Always start with cleaning the base plastic with something like acetone. Continue by grabbing a waxing iron and a block of wax, heating the iron, and pressing the wax gently into the iron to where it drips onto the board's base below (the base should be upside down, if you haven't figured that out). Continue this dripping until there are drips dripped every few inches. At this point, place the iron on the base like you would to iron a shirt and start working in circles, being careful not to heat one spot too much and damage the p-tex. You will see the wax either absorb completely, partially, or stay pooled on the surface of the base. Once the base is not able to absorb all the wax and therefore has no dry spots, you can move on to scraping.

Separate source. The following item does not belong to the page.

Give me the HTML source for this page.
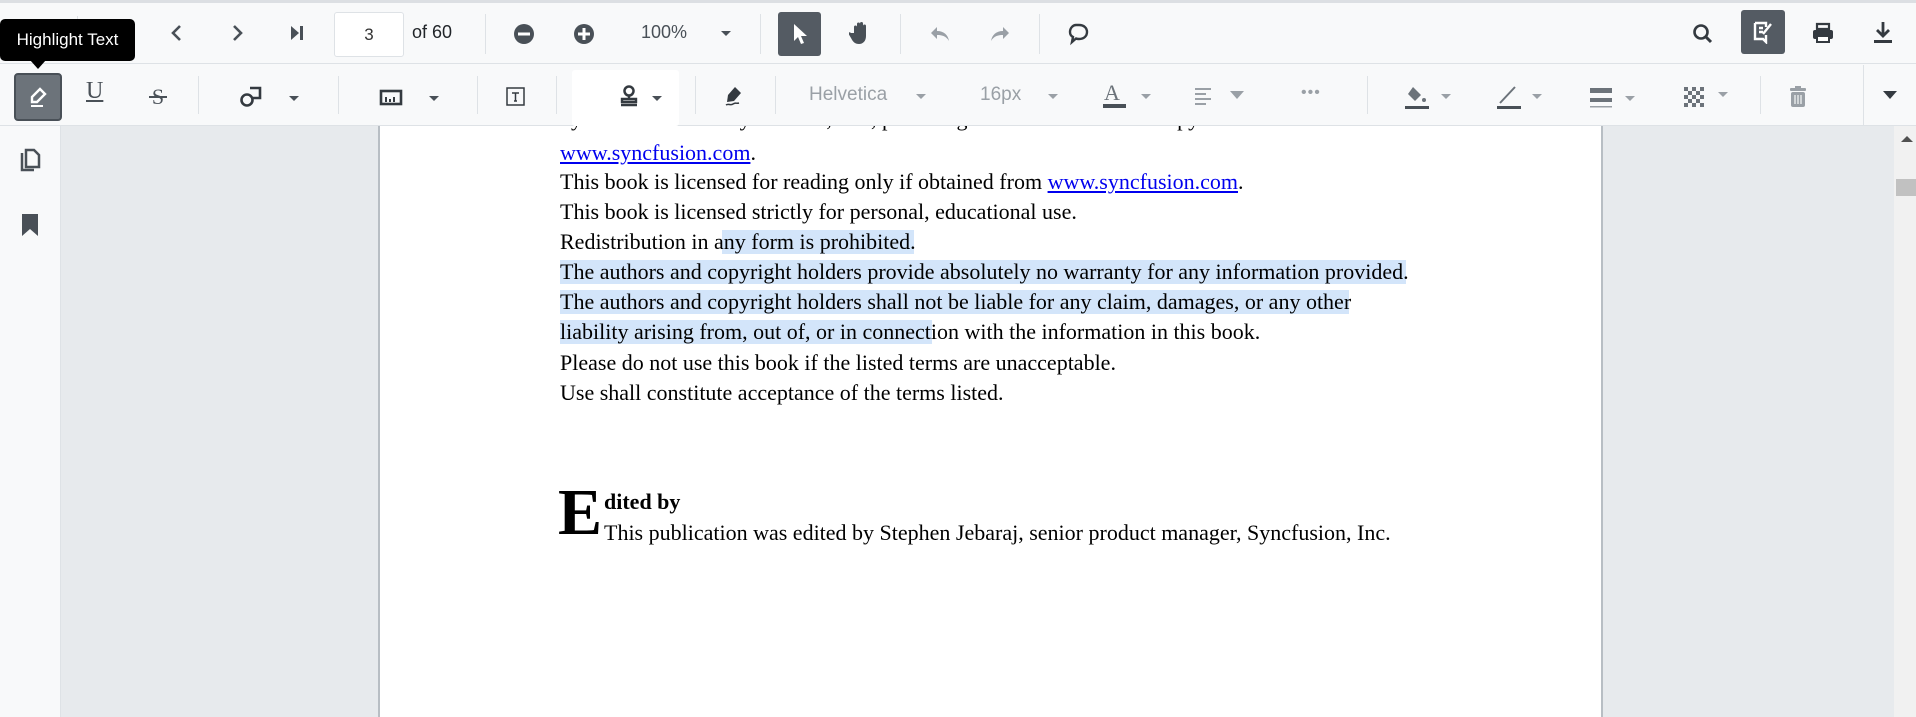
<!DOCTYPE html>
<html><head><meta charset="utf-8">
<style>
*{margin:0;padding:0;box-sizing:border-box}
body{width:1916px;height:717px;overflow:hidden;background:#e7eaed;font-family:"Liberation Sans",sans-serif;position:relative}
.a{position:absolute}
.tb{position:absolute;left:0;width:1916px;background:#f8f9fa;border-bottom:1px solid #dee2e6}
.sep{position:absolute;width:1px;background:#dee2e6}
.dd{position:absolute;width:0;height:0;border-left:5px solid transparent;border-right:5px solid transparent;border-top:5px solid #495057}
.ddg{border-top-color:#9aa0a6}
svg{position:absolute}
.pt{position:absolute;left:560px;font-family:"Liberation Serif",serif;font-size:22px;color:#000;white-space:nowrap;line-height:26px}
.hl{position:absolute;background:#d3e5fa;height:24px}
a{color:#0000ee;text-decoration:underline}
</style></head><body>
<div class="a" style="left:0;top:0;width:1916px;height:3px;background:#dcdfe3"></div>
<div class="tb" style="top:3px;height:61px"></div>
<div class="tb" style="top:64px;height:62px"></div>
<!-- row1 -->
<div class="sep" style="left:77px;top:16px;height:38px"></div>
<svg style="left:168px;top:24px" width="18" height="18" viewBox="0 0 18 18"><path d="M12 2L5 9l7 7" stroke="#495057" stroke-width="2.6" fill="none"/></svg>
<svg style="left:228px;top:24px" width="18" height="18" viewBox="0 0 18 18"><path d="M6 2l7 7-7 7" stroke="#495057" stroke-width="2.6" fill="none"/></svg>
<svg style="left:288px;top:24px" width="18" height="18" viewBox="0 0 18 18"><path d="M3 2l8 7-8 7z" fill="#495057"/><rect x="12" y="2" width="3" height="14" fill="#495057"/></svg>
<div class="a" style="left:334px;top:12px;width:70px;height:45px;background:#fff;border:1px solid #dee2e6;border-radius:3px;text-align:center;line-height:43px;font-size:17px;color:#333">3</div>
<div class="a" style="left:412px;top:22px;font-size:18px;color:#212529">of 60</div>
<div class="sep" style="left:485px;top:14px;height:40px"></div>
<svg style="left:513px;top:23px" width="22" height="22"><circle cx="11" cy="11" r="10" fill="#495057"/><rect x="5" y="9.5" width="12" height="3" fill="#fff"/></svg>
<svg style="left:573px;top:23px" width="22" height="22"><circle cx="11" cy="11" r="10" fill="#495057"/><rect x="5" y="9.5" width="12" height="3" fill="#fff"/><rect x="9.5" y="5" width="3" height="12" fill="#fff"/></svg>
<div class="a" style="left:641px;top:22px;font-size:18px;color:#495057">100%</div>
<div class="dd" style="left:721px;top:31px"></div>
<div class="sep" style="left:760px;top:14px;height:40px"></div>
<div class="a" style="left:778px;top:12px;width:43px;height:44px;background:#545b63;border-radius:3px"></div>
<svg style="left:790px;top:22px" width="20" height="24"><path d="M4 2v17l4-4 3 7 3-1-3-7h6z" fill="#fff"/></svg>
<svg style="left:849px;top:21px" width="22" height="24"><path d="M5 12V6a1.5 1.5 0 013 0v5V3a1.5 1.5 0 013 0v8V2.5a1.5 1.5 0 013 0V11V5a1.5 1.5 0 013 0v10c0 5-3 8-7 8s-6-2-8-6l-3-5c1-1 2-1 3 0z" fill="#495057"/></svg>
<div class="sep" style="left:900px;top:14px;height:40px"></div>
<svg style="left:929px;top:25px" width="22" height="18"><path d="M8 2L2 8l6 6V10c5 0 9 1 12 6-1-6-5-10-12-10z" fill="#9aa0a6"/></svg>
<svg style="left:989px;top:25px" width="22" height="18"><path d="M14 2l6 6-6 6V10C9 10 5 11 2 16c1-6 5-10 12-10z" fill="#9aa0a6"/></svg>
<div class="sep" style="left:1039px;top:14px;height:40px"></div>
<svg style="left:1067px;top:22px" width="24" height="24"><path d="M12 3c5 0 8 3 8 7s-3 7-8 7c-1 0-2 0-3-.5L5 20l1-5c-2-1-3-3-3-5 0-4 3-7 6-7z" fill="none" stroke="#343a40" stroke-width="2.4"/></svg>
<svg style="left:1691px;top:22px" width="24" height="24"><circle cx="10" cy="10" r="6.5" fill="none" stroke="#343a40" stroke-width="2.6"/><path d="M15 15l5 5" stroke="#343a40" stroke-width="3"/></svg>
<div class="a" style="left:1741px;top:10px;width:44px;height:44px;background:#545b63;border-radius:3px"></div>
<svg style="left:1752px;top:20px" width="22" height="24"><path d="M3 3h11v4M3 3v16h8l3 3v-7" stroke="#fff" stroke-width="2.4" fill="none"/><path d="M7 8h4M7 12h4M11 14l8-10" stroke="#fff" stroke-width="2.4"/></svg>
<svg style="left:1811px;top:22px" width="24" height="22"><path d="M6 2h12v5H6z" fill="none" stroke="#343a40" stroke-width="2.2"/><rect x="2" y="8" width="20" height="9" rx="2" fill="#343a40"/><rect x="6" y="14" width="12" height="6" fill="#fff" stroke="#343a40" stroke-width="2"/></svg>
<svg style="left:1871px;top:20px" width="24" height="26"><path d="M12 2v14M6 10l6 6 6-6" stroke="#343a40" stroke-width="2.8" fill="none"/><rect x="3" y="20" width="18" height="3" fill="#343a40"/></svg>
<!-- tooltip -->
<div class="a" style="left:0;top:19px;width:135px;height:42px;background:#000;border-radius:5px;color:#fff;font-size:17px;line-height:42px;text-align:center">Highlight Text</div>
<div class="a" style="left:30px;top:60px;width:0;height:0;border-left:8px solid transparent;border-right:8px solid transparent;border-top:9px solid #000"></div>
<!-- row2 -->
<div class="a" style="left:14px;top:73px;width:48px;height:48px;background:#6c737a;border:2px solid #495057;border-radius:4px"></div>
<svg style="left:27px;top:86px" width="22" height="22"><path d="M13 3l5 5-8 8H5v-5z" fill="none" stroke="#fff" stroke-width="2.4"/><path d="M4 20h12" stroke="#fff" stroke-width="2"/></svg>
<div class="a" style="left:86px;top:78px;font-family:'Liberation Serif',serif;font-size:24px;color:#495057;text-decoration:underline">U</div>
<svg style="left:146px;top:84px" width="24" height="26"><text x="12" y="20" text-anchor="middle" font-family="Liberation Serif" font-size="22" fill="#495057">S</text><rect x="3" y="12" width="18" height="2" fill="#495057"/></svg>
<div class="sep" style="left:198px;top:76px;height:38px"></div>
<svg style="left:239px;top:85px" width="26" height="24"><circle cx="8" cy="15" r="5.5" fill="none" stroke="#343a40" stroke-width="2.6"/><path d="M11 3h10v10h-7" fill="none" stroke="#343a40" stroke-width="2.6"/></svg>
<div class="dd" style="left:289px;top:96px"></div>
<div class="sep" style="left:338px;top:76px;height:38px"></div>
<svg style="left:379px;top:88px" width="24" height="18"><rect x="2" y="3" width="20" height="13" fill="none" stroke="#343a40" stroke-width="2.6"/><path d="M7 9v5M11 11v3M15 9v5" stroke="#343a40" stroke-width="2"/></svg>
<div class="dd" style="left:429px;top:96px"></div>
<div class="sep" style="left:477px;top:76px;height:38px"></div>
<svg style="left:504px;top:85px" width="24" height="24"><rect x="3" y="3" width="17" height="17" fill="none" stroke="#343a40" stroke-width="1.5"/><path d="M8 8h7M11.5 8v8M10 16h3" stroke="#343a40" stroke-width="1.5"/></svg>
<div class="sep" style="left:556px;top:76px;height:38px"></div>
<div class="a" style="left:572px;top:70px;width:107px;height:56px;background:#fff;border-radius:3px"></div>
<svg style="left:617px;top:84px" width="24" height="26"><circle cx="12" cy="7" r="4.5" fill="none" stroke="#343a40" stroke-width="2.5"/><path d="M12 11v4M5 15h14v3H5zM4 21h16" stroke="#343a40" stroke-width="2.4" fill="none"/></svg>
<div class="dd" style="left:652px;top:96px"></div>
<div class="sep" style="left:695px;top:76px;height:38px"></div>
<svg style="left:721px;top:83px" width="26" height="26"><path d="M14 4l6 6-7 8-7 1 1-7z" fill="#343a40"/><path d="M5 22c3-2 4 1 7-1s3 0 6-1" stroke="#343a40" stroke-width="1.5" fill="none"/></svg>
<div class="sep" style="left:775px;top:76px;height:38px"></div>
<div class="a" style="left:809px;top:84px;font-size:19px;color:#9aa0a6">Helvetica</div>
<div class="dd ddg" style="left:916px;top:94px"></div>
<div class="a" style="left:980px;top:84px;font-size:19px;color:#9aa0a6">16px</div>
<div class="dd ddg" style="left:1048px;top:94px"></div>
<div class="a" style="left:1104px;top:80px;font-family:'Liberation Serif',serif;font-size:22px;color:#6c737a">A</div>
<div class="a" style="left:1103px;top:104px;width:23px;height:4px;background:#495057"></div>
<div class="dd ddg" style="left:1141px;top:94px"></div>
<svg style="left:1193px;top:86px" width="22" height="20"><path d="M2 3h16M2 8h11M2 13h16M2 18h11" stroke="#9aa0a6" stroke-width="2"/></svg>
<div class="a" style="left:1230px;top:91px;width:0;height:0;border-left:7px solid transparent;border-right:7px solid transparent;border-top:8px solid #9aa0a6"></div>
<div class="a" style="left:1301px;top:84px;font-size:16px;color:#9aa0a6;letter-spacing:1px">&#8226;&#8226;&#8226;</div>
<div class="sep" style="left:1367px;top:76px;height:38px"></div>
<svg style="left:1402px;top:84px" width="28" height="28"><path d="M11 3l8 8-6 6-7-7z" fill="#6c737a"/><circle cx="22" cy="16" r="2" fill="#6c737a"/><rect x="3" y="22" width="24" height="3" fill="#495057"/></svg>
<div class="dd ddg" style="left:1441px;top:94px"></div>
<svg style="left:1495px;top:84px" width="26" height="28"><path d="M5 19L20 3" stroke="#6c737a" stroke-width="2"/><rect x="2" y="22" width="24" height="3" fill="#495057"/></svg>
<div class="dd ddg" style="left:1532px;top:94px"></div>
<svg style="left:1588px;top:86px" width="24" height="24"><rect x="2" y="2" width="22" height="5" fill="#6c737a"/><rect x="2" y="12" width="22" height="4" fill="#6c737a"/><rect x="2" y="20" width="22" height="1.5" fill="#9aa0a6"/></svg>
<div class="dd ddg" style="left:1625px;top:96px"></div>
<svg style="left:1683px;top:86px" width="22" height="22"><g fill="#6c737a"><rect x="1" y="1" width="4" height="4"/><rect x="9" y="1" width="4" height="4"/><rect x="17" y="1" width="4" height="4"/><rect x="5" y="5" width="4" height="4"/><rect x="13" y="5" width="4" height="4"/><rect x="1" y="9" width="4" height="4"/><rect x="9" y="9" width="4" height="4"/><rect x="17" y="9" width="4" height="4"/><rect x="5" y="13" width="4" height="4"/><rect x="13" y="13" width="4" height="4"/><rect x="1" y="17" width="4" height="4"/><rect x="9" y="17" width="4" height="4"/><rect x="17" y="17" width="4" height="4"/></g></svg>
<div class="dd ddg" style="left:1718px;top:92px"></div>
<div class="sep" style="left:1760px;top:76px;height:38px"></div>
<svg style="left:1788px;top:85px" width="20" height="24"><rect x="2" y="3" width="16" height="3" rx="1" fill="#9aa0a6"/><rect x="7" y="1" width="6" height="3" fill="#9aa0a6"/><rect x="3" y="7" width="14" height="15" rx="2" fill="#9aa0a6"/><path d="M7 10v9M10 10v9M13 10v9" stroke="#f8f9fa" stroke-width="1.2"/></svg>
<div class="sep" style="left:1863px;top:65px;height:60px"></div>
<div class="a" style="left:1883px;top:91px;width:0;height:0;border-left:7px solid transparent;border-right:7px solid transparent;border-top:8px solid #343a40"></div>
<!-- sidebar -->
<div class="a" style="left:0;top:126px;width:61px;height:591px;background:#f8f9fa;border-right:1px solid #dee2e6"></div>
<svg style="left:18px;top:148px" width="24" height="28"><path d="M4 5v17h12" stroke="#495057" stroke-width="2.5" fill="none"/><path d="M8 2h8l5 5v12H8z" fill="none" stroke="#495057" stroke-width="2.5"/></svg>
<svg style="left:20px;top:213px" width="20" height="24"><path d="M2 1h16v22l-8-7-8 7z" fill="#495057"/></svg>
<!-- page -->
<div class="a" style="left:378px;top:126px;width:1225px;height:591px;background:#fff;border-left:2px solid #b8bec4;border-right:2px solid #b8bec4"></div>
<div class="hl" style="left:722px;top:230px;width:192px"></div>
<div class="hl" style="left:560px;top:260px;width:846px"></div>
<div class="hl" style="left:560px;top:290px;width:789px"></div>
<div class="hl" style="left:560px;top:320px;width:372px"></div>
<div class="a" style="left:378px;top:126px;width:1225px;height:10px;overflow:hidden"><div class="pt" style="left:182px;top:-20px">by the authors and Syncfusion, Inc., providing that the document is copy</div></div>
<div class="pt" style="top:140px"><a>www.syncfusion.com</a>.</div>
<div class="pt" style="top:169px">This book is licensed for reading only if obtained from <a>www.syncfusion.com</a>.</div>
<div class="pt" style="top:199px">This book is licensed strictly for personal, educational use.</div>
<div class="pt" style="top:229px">Redistribution in any form is prohibited.</div>
<div class="pt" style="top:259px">The authors and copyright holders provide absolutely no warranty for any information provided.</div>
<div class="pt" style="top:289px">The authors and copyright holders shall not be liable for any claim, damages, or any other</div>
<div class="pt" style="top:319px">liability arising from, out of, or in connection with the information in this book.</div>
<div class="pt" style="top:350px">Please do not use this book if the listed terms are unacceptable.</div>
<div class="pt" style="top:380px">Use shall constitute acceptance of the terms listed.</div>
<div class="a" style="left:558px;top:478px;font-family:'Liberation Serif',serif;font-weight:bold;font-size:66px;line-height:70px">E</div>
<div class="pt" style="left:604px;top:489px;font-weight:bold">dited by</div>
<div class="pt" style="left:604px;top:520px">This publication was edited by Stephen Jebaraj, senior product manager, Syncfusion, Inc.</div>
<!-- scrollbar -->
<div class="a" style="left:1894px;top:126px;width:22px;height:591px;background:#f1f1f1"></div>
<div class="a" style="left:1901px;top:136px;width:0;height:0;border-left:6px solid transparent;border-right:6px solid transparent;border-bottom:6px solid #505050"></div>
<div class="a" style="left:1896px;top:179px;width:20px;height:17px;background:#c1c1c1"></div>
</body></html>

Take a plastic scraper and firmly scrape the excess wax into a pile, only moving long-ways down the board. Clear off the scraps and scrape the end where they were piled in the opposite direction, finishing the waxing with a consistent and smooth result.

Tuning the edges can be done simply with an angle file jig. Set the jig to its default position and run it along the edged until the entire metal edge running around the board has been filed shiny. You should have no dings or hiccups in brand new edges, so this is pretty simple.

And we are DONE! Congratulations on your first ever snowboard build, and if you are like me, it will not be your last. I completed my board right as the Winter Olympics in Milan were wrapping up and made it out for one day on the mountain with my new board, inspired to hit some tricks. Unfortunately, I sometimes forget that I am still a beginner, and I may not have landed that jump shown above...

Ultimately, I had a blast making the board and the joy of riding your own creation is unrivaled. So jump in, join the small percent, and Let There be Speed!